After this is achieved, compliance is the next step: with the explicit representation of process definition you can show that you are compliant, because the business processes are now transparent and can be used for meeting new compliance requirements. Since 2005, agility and visibility have been the real important requirements inside the BPM activities. This means to be agile and visible brings the real benefit to organizations to reach their business goals.
This is exactly the reason why I see today a need to take a more in-depth look at the business rules inside the business processes, i.e., identify the business rules and describe this real corporate asset in a complete way: management information, business need, system relationship, rule statements, etc.
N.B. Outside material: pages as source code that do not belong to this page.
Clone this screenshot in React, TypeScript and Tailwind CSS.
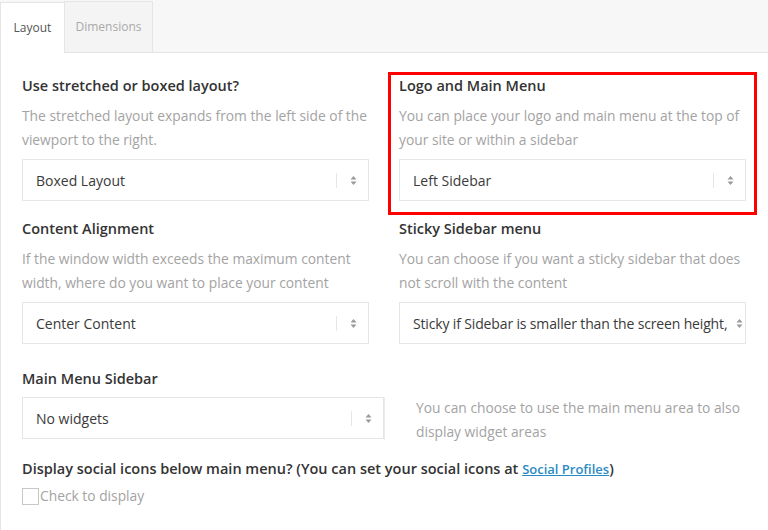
import React from "react";

const font = { fontFamily: '"Open Sans", "Noto Sans", sans-serif' };

function Arrows() {
  return (
    <svg width="7" height="11" viewBox="0 0 7 11" className="block">
      <path d="M3.5 1 L6.5 4.5 L0.5 4.5 Z" fill="#9a9a9a" />
      <path d="M3.5 10 L6.5 6.5 L0.5 6.5 Z" fill="#9a9a9a" />
    </svg>
  );
}

function Select({ value, className = "", tight = false }: { value: string; className?: string; tight?: boolean }) {
  return (
    <div
      className={`relative flex h-[42px] items-center border border-[#e6e6e6] bg-white pl-[13px] text-[14px] text-[#3a3a3a] ${className}`}
    >
      <span className={`flex-1 overflow-hidden whitespace-nowrap ${tight ? "tracking-[-0.15px]" : ""}`}>{value}</span>
      {tight ? null : <span className="mr-[2px] h-[15px] w-px bg-[#e6e6e6]" />}
      <span className={`flex justify-center ${tight ? "w-[11px]" : "w-[29px]"}`}>
        <Arrows />
      </span>
    </div>
  );
}

function Section({
  title,
  desc,
  value,
  tight = false,
}: {
  title: string;
  desc: string;
  value: string;
  tight?: boolean;
}) {
  return (
    <div className="flex flex-col">
      <div className="text-[14.5px] font-semibold leading-[24px] text-[#333]">{title}</div>
      <div className="mt-[6px] text-[13.8px] leading-[24px] text-[#a3a3a3]">{desc}</div>
      <Select value={value} className="mt-[7px]" tight={tight} />
    </div>
  );
}

export default function App() {
  return (
    <div className="h-[530px] w-[768px] overflow-hidden bg-white" style={font}>
      <div className="flex h-[53px] items-end border-b border-[#e5e5e5] bg-[#f7f7f7]">
        <div className="relative -mb-px flex h-[51px] w-[64px] items-center justify-center border-l border-t border-[#e5e5e5] bg-white text-[12px] text-[#555]">
          Layout
        </div>
        <div className="flex h-[51px] w-[89px] items-center justify-center border-l border-r border-t border-[#e5e5e5] bg-[#f4f4f4] text-[12px] text-[#aaa]">
          Dimensions
        </div>
      </div>
      <div className="h-[477px] border-l border-[#e5e5e5] px-[21px] pt-[21px]">
        <div className="grid grid-cols-[347px_347px] gap-x-[30px] gap-y-[16px]">
          <Section
            title="Use stretched or boxed layout?"
            desc="The stretched layout expands from the left side of the viewport to the right."
            value="Boxed Layout"
          />
          <div className="relative">
            <div className="pointer-events-none absolute -bottom-[14px] -left-[11px] -right-[11px] -top-[2px] border-[3px] border-[#ff0000]" />
            <Section
              title="Logo and Main Menu"
              desc="You can place your logo and main menu at the top of your site or within a sidebar"
              value="Left Sidebar"
            />
          </div>
          <Section
            title="Content Alignment"
            desc="If the window width exceeds the maximum content width, where do you want to place your content"
            value="Center Content"
          />
          <Section
            title="Sticky Sidebar menu"
            desc="You can choose if you want a sticky sidebar that does not scroll with the content"
            value="Sticky if Sidebar is smaller than the screen height,"
            tight
          />
        </div>
        <div className="mt-[23px] text-[14.5px] font-semibold leading-[24px] text-[#333]">Main Menu Sidebar</div>
        <div className="mt-[6px] flex h-[42px] items-start">
          <Select value="No widgets" className="w-[362px]" />
          <div className="h-[43px] whitespace-nowrap border-l border-[#ececec] pl-[31px] text-[13.8px] leading-[24px] text-[#a3a3a3]">
            <div className="-mt-[1px]">You can choose to use the main menu area to also</div>
            <div>display widget areas</div>
          </div>
        </div>
        <div className="mt-[18px] text-[14.5px] font-semibold leading-[24px] text-[#333]">
          Display social icons below main menu? (You can set your social icons at{" "}
          <a className="text-[13px] text-[#2a8bc4] underline">Social Profiles</a>)
        </div>
        <label className="mt-[3px] flex items-center text-[13.8px] leading-[24px] text-[#a3a3a3]">
          <span className="mr-[1px] inline-block h-[17px] w-[17px] border border-[#c8c8c8] bg-white" />
          Check to display
        </label>
      </div>
    </div>
  );
}
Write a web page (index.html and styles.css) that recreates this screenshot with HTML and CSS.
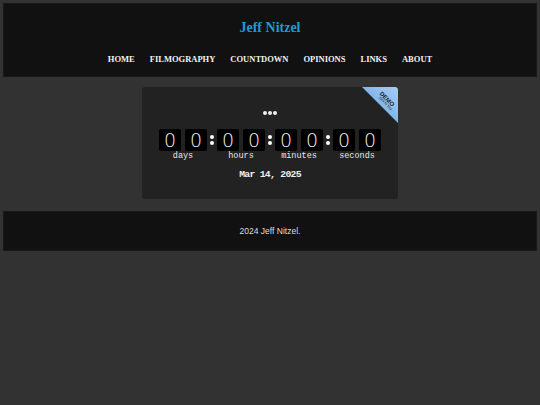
FILE: index.html
```html
<!DOCTYPE html>
<html>
<head>
<meta charset="utf-8">
<link rel="stylesheet" href="styles.css">
</head>
<body>
<div class="page">
  <header class="header">
    <h1 class="title">Jeff Nitzel</h1>
    <nav class="nav">
      <a>HOME</a><a>FILMOGRAPHY</a><a>COUNTDOWN</a><a>OPINIONS</a><a>LINKS</a><a>ABOUT</a>
    </nav>
  </header>
  <main class="card">
    <div class="ribbon"><span class="r1">DEMO</span><span class="r2">click to buy</span></div>
    <div class="dots"><i></i><i></i><i></i></div>
    <div class="counter">
      <div class="group"><div class="digits"><span class="d">0</span><span class="d">0</span></div><div class="lbl">days</div></div>
      <div class="sep"><i></i><i></i></div>
      <div class="group"><div class="digits"><span class="d">0</span><span class="d">0</span></div><div class="lbl">hours</div></div>
      <div class="sep"><i></i><i></i></div>
      <div class="group"><div class="digits"><span class="d">0</span><span class="d">0</span></div><div class="lbl">minutes</div></div>
      <div class="sep"><i></i><i></i></div>
      <div class="group"><div class="digits"><span class="d">0</span><span class="d">0</span></div><div class="lbl">seconds</div></div>
    </div>
    <div class="date">Mar 14, 2025</div>
  </main>
  <footer class="footer">2024 Jeff Nitzel.</footer>
</div>
</body>
</html>
```
FILE: styles.css
```css
html, body { margin: 0; padding: 0; background: #323232; }
.page { padding: 3px; display: flex; flex-direction: column; align-items: center; }
.header { width: 100%; box-sizing: border-box; height: 74px; background: #111; border: 1px solid #181818; display: flex; flex-direction: column; align-items: center; }
.title { margin: 15px 0 0; font-family: "Liberation Serif", serif; font-weight: bold; font-size: 14px; line-height: 18px; color: #1e9ad6; }
.nav { margin-top: 16px; display: flex; gap: 15px; font-family: "Liberation Serif", serif; font-weight: bold; font-size: 8.5px; line-height: 12px; color: #f2f2f2; }
.card { position: relative; overflow: hidden; margin-top: 10px; width: 256px; height: 112px; box-sizing: border-box; background: #222; border-radius: 3px; display: flex; flex-direction: column; align-items: center; }
.ribbon { position: absolute; top: 0; right: 0; width: 36px; height: 36px; background: linear-gradient(225deg, #a9cdf2, #5f9ee0); clip-path: polygon(0 0, 100% 0, 100% 100%); }
.ribbon .r1, .ribbon .r2 { position: absolute; transform: rotate(45deg); font-family: "Liberation Sans", sans-serif; color: #1a2230; white-space: nowrap; line-height: 1; }
.r1 { font-size: 6px; font-weight: bold; top: 9px; left: 16px; }
.r2 { font-size: 3.6px; top: 15px; left: 14px; }
.dots { margin-top: 24px; display: flex; gap: 1px; height: 4px; }
.dots i { width: 4px; height: 4px; border-radius: 50%; background: #eee; }
.counter { margin-top: 14px; display: flex; align-items: flex-start; }
.group { display: flex; flex-direction: column; align-items: center; }
.digits { display: flex; gap: 4px; }
.d { width: 22px; height: 22px; background: #000; border-radius: 2px; color: #f4f4f4; font-family: "DejaVu Sans", sans-serif; font-weight: 200; font-size: 19px; line-height: 22px; text-align: center; }
.sep { width: 10px; height: 22px; display: flex; flex-direction: column; align-items: center; justify-content: center; gap: 2px; }
.sep i { width: 4px; height: 4px; border-radius: 50%; background: #fff; }
.lbl { margin-top: 0; font-family: "Liberation Mono", monospace; font-size: 8.5px; line-height: 10px; color: #e8e8e8; }
.date { margin-top: 7px; font-family: "Liberation Mono", monospace; font-weight: bold; font-size: 9.8px; letter-spacing: -0.75px; line-height: 14px; color: #eee; }
.footer { margin-top: 12px; width: 100%; box-sizing: border-box; height: 40px; background: #111; border: 1px solid #181818; font-family: "Liberation Sans", sans-serif; font-size: 8.5px; color: #ddd; display: flex; align-items: center; justify-content: center; }
```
Sandy also defined BRM as a
- discipline for discovery and management of business rules, and a
- set of methodologies and tools to manage rules.
What she means is that there is a misunderstanding in many discussions inside the Business Rules context. BRM is much more than technology (or a rule engine). Like the name says, it is both a management discipline and a methodology.
This is what I also have seen in a lot of Business Rules projects: many IT professions see a benefit for their work, but the business department is often outside of those project activities. Often the discussions are tool-based. And often the methodology how to discover, describe, formalize and implement, and deploy business rules is the key factor to deliver successful business rules projects and implement the corresponding governance.
Does your company see that real agility is only reachable by separating BPM and BRM by extracting decisions from processes? Do you think using BPM on the one hand and using BRM on the other hand is enough? In my experience, you need an organization with an enterprise architecture skill to bring both parts seamless together.
What is your experience?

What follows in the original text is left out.